- Theatrical release poster
- Directed by: Alex Ross Perry
- Written by: Alex Ross Perry
- Produced by: James M. Johnston; Toby Halbrooks; David Lowery; Katie Stern; Joshua Blum;
- Starring: Jason Schwartzman; Elisabeth Moss; Krysten Ritter; Joséphine de La Baume; Jonathan Pryce;
- Cinematography: Sean Price Williams
- Edited by: Robert Greene
- Music by: Keegan DeWitt
- Production companies: Faliro House Productions; Sailor Bear Productions; Washington Square Films;
- Distributed by: Tribeca Films
- Release dates: January 20, 2014 (Sundance); October 17, 2014 (United States);
- Running time: 109 minutes
- Countries: United States; Greece;
- Language: English
- Box office: $200,126

= Listen Up Philip =

2014 film by Alex Ross Perry

Listen Up Philip is a 2014 comedy-drama film written and directed by Alex Ross Perry. The film had its world premiere at 2014 Sundance Film Festival on January 20, 2014, and won the Special Jury Prize at the 2014 Locarno International Film Festival.

==Plot==
Philip is an acclaimed but abrasive young writer waiting for the publication of his second novel. He feels bored of his daily life and his shaky relationship with photographer girlfriend Ashley. In all of this chaos, his idol, veteran novelist Ike Zimmerman, offers him accommodation at his summer home, an isolated place where he might find peace.

==Reception==
Listen Up Philip received positive reviews from critics. Rotten Tomatoes gives the film 82% based on 137 critics, with an average rating of 7.58/10. The site's critics consensus reads: "As thought provoking as it is uncompromising, Listen Up Philip finds writer-director Alex Ross Perry taking a creative step forward while hearkening back to classic neurotic comedies of (19)70s cinema". On Metacritic, it has an average score of 76% based on reviews from 34 critics, indicating "generally favorable" reviews.

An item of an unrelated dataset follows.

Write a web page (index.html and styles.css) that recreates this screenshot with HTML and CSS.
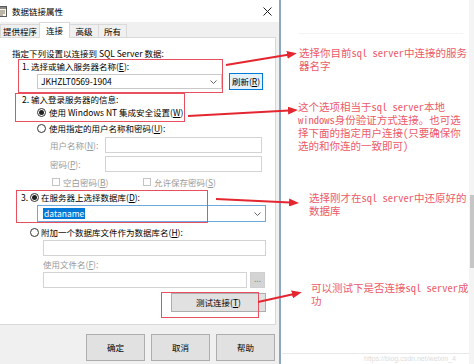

Scott Foundas of Variety, in his review said that "Jason Schwartzman shines as a self-absorbed writer who doesn't quite learn the error of his ways in Alex Ross Perry's sharp and darkly funny third feature." Todd McCarthy in his review for The Hollywood Reporter praised the film by saying that "[An] indisputably talented work for its risk-taking, dark humor and barbed portraiture of creative individuals." Richard Brody of The New Yorker, praised the film by saying that "I can't think of a recent movie that stages with as much joy and wonder the sense of living a life that becomes, directly or obliquely, in action or in idea, the stuff of art." Sam Fragoso in his review for RogerEbert.com said that "Alex Ross Perry's third feature film is his most narratively satisfying and intellectually demanding one, demonstrating a maturation in both style and substance." Rodrigo Perez of Indiewire, graded the film A− and said that "A deeply misanthropic portrait of narcissism, the brittle nature of artistic talent and the struggles of living in New York City, this toxic comedy pulls very few punches when it needs to get really nasty."

The A.V. Clubs Ignatiy Vishnevetsky called it "a howlingly funny black comedy with really sharp teeth", going on to say: "Writing pithy wisecracks is easy. What Perry does is write banter that reveals his character's insecurities and weaknesses; [...] There's a level of criticism at play in the film, which immediately sets it apart from similarly set New York art-world horror stories, but it doesn't cancel out the writer-director's clear empathy for his characters, who never quite manage to empathize with each other. This sort of mature perspective is a rare thing, and Listen Up Philip establishes Perry as a major talent."